Otherwise you are saying that you can't have a car engine ticking over with no movement.
- above explains. Engine casing is attached, not internals, the blades are directly connected to the internals, not the casing. So they are independent.
-yes rpm does dictate speed. But is irrelevant. You don't even need to be thinking about this.
-well for that you need to go into far more detail than the basic myth. A quick google suggest helicopter blades spin between 250-500rpm, it is very unlikely the helicopters frame could stand those huge forces it is not designed to take. But this is outside the basic concept.

You're getting yourself confused between the helicopter/turntable and aeroplane/treadmill scenarios.

On an aeroplane, the wheels (affected by the treadmill) and the engine and wings are completely independent hence why the aeroplane takes off as normal.

On a helicopter, the body and blades directly affect each other. If uncorrected, the blades on a helicopter actually spin the helicopter body itself around. That's why you need a tail rotor to counteract this force. The tail rotor is not designed to be strong enough to overcome a turntable with equal force to the total force generated by the engine/blades hence why the helicopter would be unable to take off.
 
You need to know very basic workings of an engine and some basic physics that's it.

- wrong, the engine casing is mounted to the body, but the internals or an engine, can very very much move independent of the body of the helicopter.
Otherwise you are saying that you can't have a car engine ticking over with no movement.

-well for that you need to go into far more detail than the basic myth. A quick google suggest helicopter blades spin between 250-500rpm, it is very unlikely the helicopters frame could stand those huge forces it is not designed to take. But this is outside the basic concept.

looks like you need to understand the basic working of a car engine then. the only reason a car engine can stay at idle without the car moving is the clutch. every single learner driver in existence will know that the car rolls at a few mph while idle.

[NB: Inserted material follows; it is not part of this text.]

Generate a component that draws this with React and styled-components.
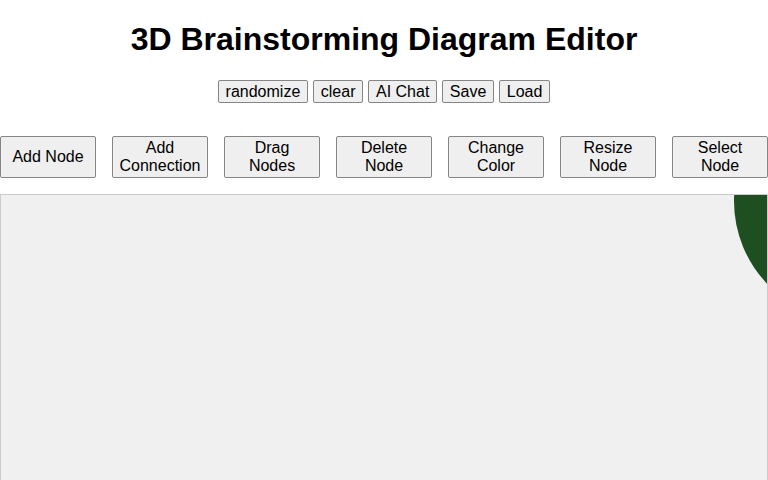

same applies for a helicopter, but this time the blades will be going round very slowly and i really doubt they'd gove any lift

as for the 250RPM, i am pretty sure that every single helicopter in existence will have a gearbox of some sort to reduce the speed of the engine down by some. before you say so its unlikely to be a car gearbox with 5 speeds and reverse, just some cogs to slow the rotation down so the blades get to a decent speed at the engines optimum power
 
Certain parts of the internals are on bearings but not all of them. If they were all on bearings then there would be no way for the forces from the engine to be transferred to the drive shaft as everything would freely rotate relative to each other.

EDIT: You have agreed in an earlier post that if the turntable was rotated when the blades are not being driven, the blades would rotate at the speed of the turntable. Why do they not just remain stationary relative to the air while the helicopter + turntable rotate below them?

Good god, this is such fail.
In an engine you have pistons, these move and rotate a crankshaft. It makes no difference what forces the Engine as a hole is experiencing, as the pistons are still moving up and down and rotating the propshaft. So no, there is no direct link of force between the crankshaft and engine.

Actually I didn't agree to that. But that would be sort of correct. But this is totally off topic and isn't related at all and even more complicated. Bearings aren't 100% resistance free and if you've ever tried to bump start a car, you realise how much resistance an engine produces when being turned over when off.

Not that helicopter uses a piston engine, but the basic physics is the same for when engine is running.
 
Glacus - with respect you're talking utter nonsense now. Your mocking tone doesn't help given the hole you're digging. Keep it simple - address this...

Have a much simpler example...

You have a record player turntable that spins records at 100rpm (clockwise as you look down on it). Say you place this record player on a bigger turntable that turns it 100rpm anticlockwise as you look down. What speed is the record spinning wrt the ground? Answer - it would be stationary wrt the ground. You seem to be saying the record would still be spinning at 100rpm wrt the ground? If so how did your record player switch to 200rpm?
 
looks like you need to understand the basic working of a car engine then. the only reason a car engine can stay at idle without the car moving is the clutch. every single learner driver in existence will know that the car rolls at a few mph while idle.
your confusing yourself,
You are saying an engine is directly linked to the chassis. So regardless of clutch, the chassis should move. A clutch only disconnects propshaft, it doesn't disconnect the whole engine. This is what you are saying not me.



as for the 250RPM, i am pretty sure that every single helicopter in existence will have a gearbox of some sort to reduce the speed of the engine down by some. before you say so its unlikely to be a car gearbox with 5 speeds and reverse, just some cogs to slow the rotation down so the blades get to a decent speed at the engines optimum power
This again is totally irrelevant to the question.
 
Glacus - with respect you're talking utter nonsense now. Your mocking tone doesn't help given the hole you're digging. Keep it simple - address this...

Digging a hole, I'm really not. You are as blind as the people who think a plane does not take of on a runway. A twisted logic though not enough knowledge. Yours is the same, you believe you are right, but you really aren't.

Again you need to look at where the forces are directly linked.
Cars tyres rotate, a conveyer belt moves and is in direct contact with tyres. Therefore forces are directly link, they cancel each other out and car stays stationery.

On a plane the force comes through the engine and into the prop, which moves air and pulls plane forward, the conveyor belt is in contact with the tyres. No directl link between forces. Plane moves forward and takes off. Only real difference is wheels move twice as fast.

On to helicopter. Turntable is linked to helicopter boady. Engine internals can still operate and connected to blades. No dirt link between forces. Blades can still spin.